Uzbekistan: Karimov Recruits Informers

Uzbeks reap record rewards for informing on their neighbours.

Uzbekistan: Karimov Recruits Informers

Uzbeks reap record rewards for informing on their neighbours.

The plaza in front of the Amir Timur Park in the heart of Tashkent looks eerily deserted. Usually it is full of people offering inexpensive accommodation to tourists.


But Elena Alexandrovna is not renting rooms anymore. Her local policeman forbade her to, referring to "verbal orders" from his superiors to keep the city "clean" in the run-up to the tenth anniversary of Uzbekistan's independence.


Days before, however, he offered Elena Alexandrovna hefty 5,000 som a week if she agreed to report on her neighbours and tenants, alongside additional perks such as his personal assistance and cooperation whenever it was needed.


Elena Alexandrovn was asked to sniff out those in her apartment block who "feel negative about the government". When she refused she was deprived of her little earner and threatened with deportation to Russia.


Unlike Elena Alexandrovn, Nigora, a prostitute, has accepted the offer. She comes from the provinces. There is a lot more money to be made in Tashkent than her native town in the Samarkand region.


Not registered in the capital, she had to let a young man named Saidmurad handle her residency problems. Nigora is convinced he works for the National Security Service, NSS.


In exchange for Saidmurat's trouble-shooting services, he asks Nigora to copy her clients' passport information, find out where they work and assess the amount of hard cash they carry.


She now carries a recorder in her purse. "Whenever I serve a government official, Saidmurad stops by the next day to collect the information," she said.


Informing in Uzbekistan is a legacy of the Stalinist era. Today's bureaucrats and journalists act under much the same principle, eulogising the government and keeping all its errors and misdeeds tightly under wraps.


Bureaucrats report the information that is expected of them, not the hard facts. When Uzbekistan was the Soviet Union's major cotton producing republic, it routinely reported harvest figures way in excess of the target plan. In reality they fell far short of the target.


Fed on propaganda by its own officials, the government relies on secret informants to supply the hard information it needs to avert possible assassinations, coups and terrorist attacks.


This was stepped up after a series of bomb blasts, attributed to Islamic insurgents linked to the armed Islamic Movement of Uzbekistan, rocked Tashkent in 1999. In the ensuing crack-down, 1,570 alleged Islamic fundamentalists surrendered to the police and 10,700 suspected "sympathizers" acquired police records.

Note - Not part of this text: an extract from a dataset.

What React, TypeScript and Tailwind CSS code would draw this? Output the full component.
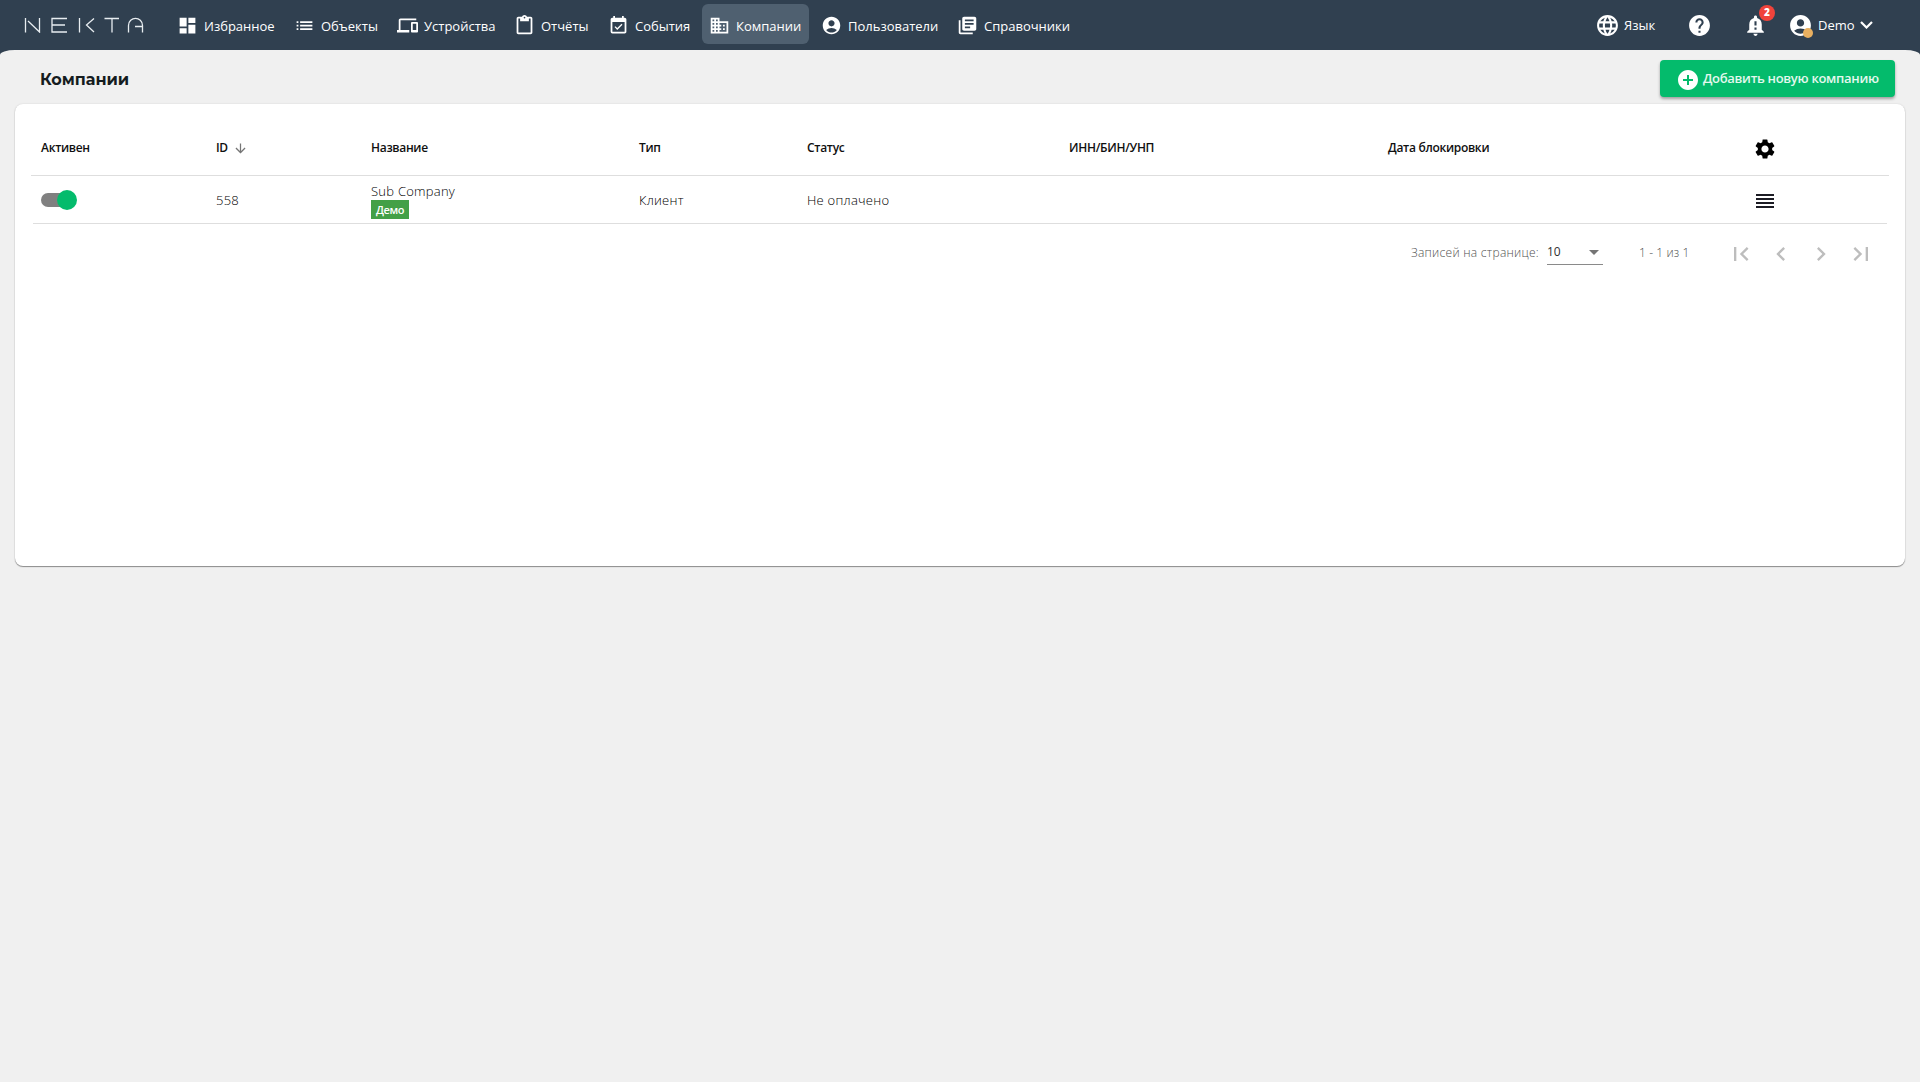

The new emphasis on informing was backed at the highest level. "It is important today to promote popular vigilance," President Islam Karimov declared. The media took up the challenge. "The president's directive must become part and parcel of our work," they said.


In the fight against Islamic fundamentalism, snitching reached an unprecedented scale. Edicts urged citizens to "rise against the enemies of the state to protect our youth".


Local bureaucrats went into action, recruiting enormous numbers of neighbourhood "activists", or snitches. Mayors, school heads, police chiefs, military units, and Islamic clergy received written and verbal encouragement to identify "unreliables".


This work is celebrated by government ideologues, such as Adyl Rakhmatov who in his booklet Vigilance is Our Sacred Duty declared war on "indifference".


As a result, most informants believe their work is highly patriotic. "Informants are proud of their secret power," said one political analyst who declined to be named. "Since most people are convinced that Islamic fundamentalism is evil, informants are only too eager to believe they are doing the right thing."


But psychologists worry about the damage that this suspicion and distrust inflicts on the community. They fear it has made people increasingly unwilling to discuss social or political matters openly.


A farmer selling sheep to a bearded stranger may fear he will be accused of facilitating terrorism. Village seniors are wary of wearing beards in case they come under fire for Islamic militancy. People have stopped having open conversations even with relatives.


For all the official encouragement they receive, informants are widely despised. "Karimov goes out of his way to nurture snitching because that's his idea of ruling the country effectively," one regional expert said.


Nigora is still on the streets, walking around Katortol, known as Love Street, in Chilanzar, Tashkent's largest district. The informing business in which she is a small cog demonstrates how powerless the government is to obtain feedback from citizens.


It highlights the government's unwillingness to reach out to the community through genuine democracy. But as President Islam Karimov once said, "The Uzbek people are not ready for democracy yet."